After the Lions cut Wagner at the end of the 2019 season, Crosby was in line for a starting job, but the team opted to sign Halapoulivaati Vaitai to a massive contract in free agency, seemingly nixing the idea.
But when Vaitai suffered a foot injury ahead of the 2020 regular season, not only did Crosby capably fill in as he had the previous two seasons, he seized a starting job and pushed Vaitai inside to guard.
Crosby isn’t a star, but he does everything well enough that he’s not a weak link when he’s out there. Barring the team drafting an offensive tackle in the first two rounds this year, he’ll likely enter the season as a projected starter for the first time in his career.
► Fullback Nick Bawden (Round 7, pick No. 237)
Analysis: The Lions were looking to add a traditional fullback and Bawden, a rocked-up lead blocker for a pair of 2,000-yard rushers in college, seemed like a solid choice at the end of the draft.
Unfortunately, injuries have been the story of his career. He suffered a torn ACL during the offseason program, ending his rookie year before it began. He returned in 2019 and appeared in 10 games before landing on injured reserve once again.
Bawden also missed the 2020 season with an undisclosed injury suffered during training camp. He remains on the roster, but he might not play another down for the Lions.

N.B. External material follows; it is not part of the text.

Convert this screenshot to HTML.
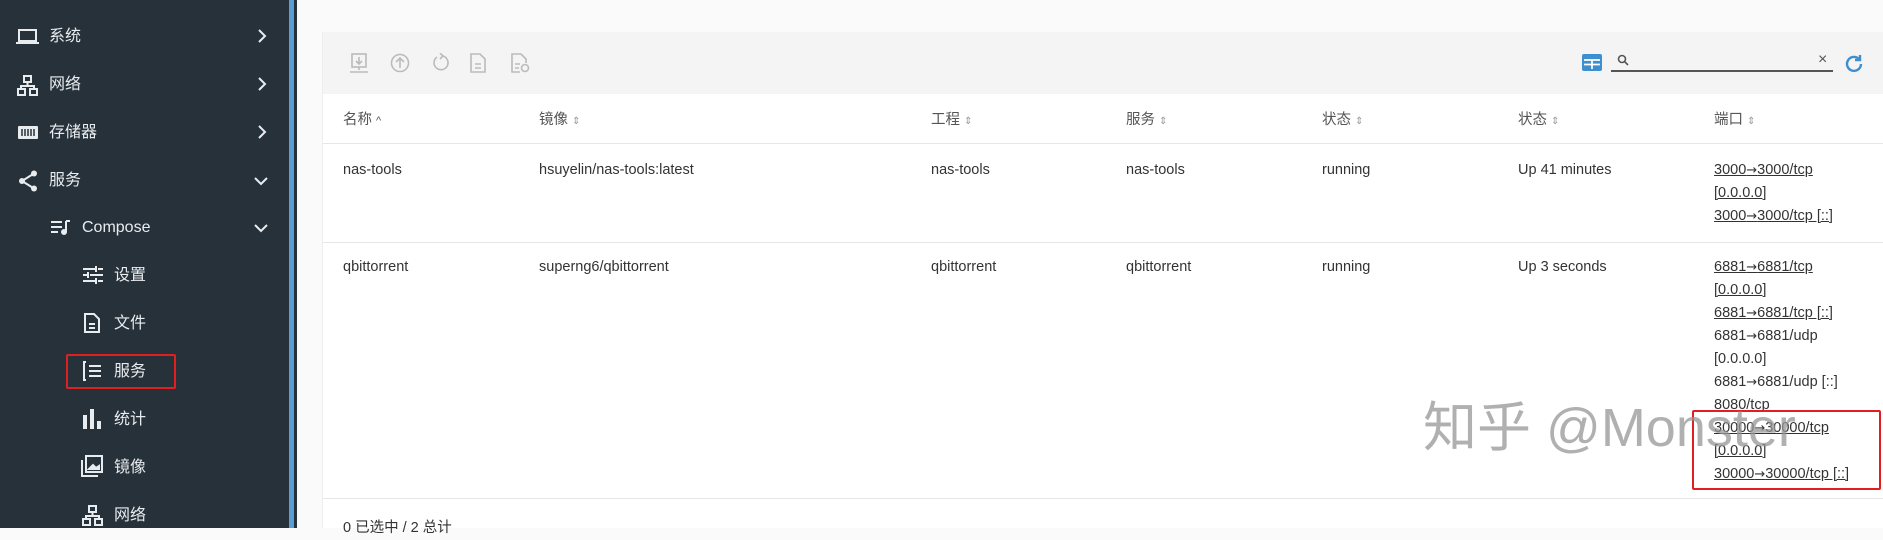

Analysis: While the jury remains out on the 2020 class, this appears to be Quinn’s best draft, top to bottom. It’s not without its flaws and injuries have certainly put a damper on the group’s potential impact, but the former GM found a Pro Bowler in the back half of the first round, a pair of solid contributors on Day 2 and a starting-caliber offensive tackle on Day 3.
There were warning signs with Johnson’s and Hand’s durability, so Quinn bears some of the blame there. Had those two managed to stay healthy, this class would have given Detroit’s 2013 group a run for the best of the past decade.